The decoupling of both compilers has some implications, namely that anything that touts compatibility with Java (read, generates JVM compliant bytecode) can be used transparently with respect to dx. It does however mean the build process takes longer than it would if we were to compile straight to dex bytecode.
JACK and JILL
The new toolchain attempts to simplify this process by providing a compiler that can compile the Java source code directly to dex bytecode. This compiler is referred to as the Java Android Compiler Kit or JACK for short.
An outline of the new toolchain is as follows.
Fig 2. Overview of the new JACK and JILL toolchain
JACK no longer has any concept of java bytecode and as many libraries used in Android development are distributed in the form of Java Archives (jar) and Android Archives (aar) containing Java bytecode our toolchain still needs to support it. This support is provided by the JACK Intermediate Library Linker (JILL). JILL takes the java bytecode and associated files and changes it into a new intermediary format called JAYCE (packaged in the .jack container format in the diagram below). All discrete components (these could be modules or jars etc) added to the .jack library file are also pre-dexed. This means their dex bytecode is included in the .jack library file and JACK does not need to compile it again.
Because JILL is where support for java bytecode is encapsulated it is also where support for bytecode processors as well as other JVM compatible languages like Kotlin/ Scala etc needs to reside.
NOTE: Instant run is currently not supported but JetBrains and Google are working on it.
Android Runtimes
The runtime provides an implementation of the standard java library and some mechanism for taking the dex bytecode that apps are deployed to the device in and converting it to the machine code that actually runs on the hardware. The standard lib implementation has changed from Apache Harmony to openJDK as of Android Nougat. The runtimes prior reliance on Apache Harmony was the reason why we Android developers were deprived of newer language features like the streams API, lamdas, method references etc.
Both the Dalvik VM and Android Runtime operate on Dalvik bytecode. They have some fundamental differences that have implications on performance and storage among other things.
Fig 3. Full Android software stack
Dalvik VM
The Dalvik VM is the older of the two runtimes. It is actually quite similar to a standard java virtual machine however it has some architectural differences that make it more suitable for running on a resource constrained mobile device, with multiple instances. The specifics are outside the scope of this post.

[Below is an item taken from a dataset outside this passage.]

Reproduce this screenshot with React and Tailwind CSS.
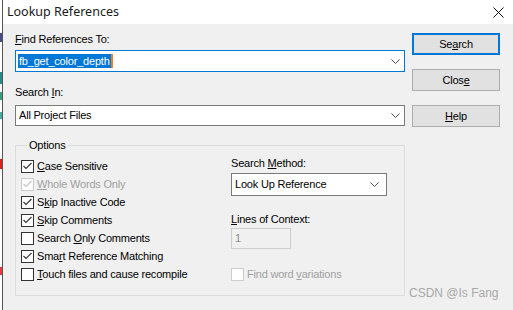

It uses a just-in-time compiler to convert dex to machine code as it is run. This might seem a suboptimal time to be compiling bytecode to machine code however a just-in-time compiler has the advantage of using information of specific runtime characteristics to provide further optimisations for subsequent uses. This is referred to as profile guided just-in-time compilation. It is for this reason that ART also contains a just-in-time compiler despite doing most of the compilation work ahead of time.
Android Runtime (ART)
The Android Runtime (referred to as ART) has been available since KitKat and is the only runtime provided with Android as of Lollipop. One of the reasons for storing the apps in bytecode was because bytecode is more expressive, and therefore takes up less space on disk than machine code does. Mobile devices are no longer as constrained by storage space and so storing machine code is acceptable. Doing so improves startup time of apps and removes overheads of compilation at invocation time.
ART takes dex bytecode and compiles it to machine code in the form of an executable and linkable format (ELF) shared object file. As of Android Nougat ART has been shipped with a JIT compiler for the purposes of optimising runtime performance via profiling as mentioned above.
It also has improved garbage collection and debugger support.
Summary
Jumping back to our original question:
how much does Android rely on Java for building and running apps?
We can say with some confidence that Android relies quite heavily on Java for building apps. If memory serves, this was actually done deliberately. I recall reading somewhere that Java was chosen to take advantage of the existing tooling/ developer base which makes sense strategically speaking.
Where it starts to diverge is in the toolchain when bytecode is transcoded to Android specific flavours, while Java-esque, is still different. There is currently more than one toolchain for doing this, however the end result is more or less the same with respect to the Java source/ bytecode. It is replaced with dex bytecode and that is what ends up being deployed to the device. The runtime then determines when and how that dex becomes machine code.
We’ve tried to keep this at a level that is both informative and useful but glossed over some of the finer details. Hopefully this has given you a decent overview of the Android build systems and the role Java plays in them.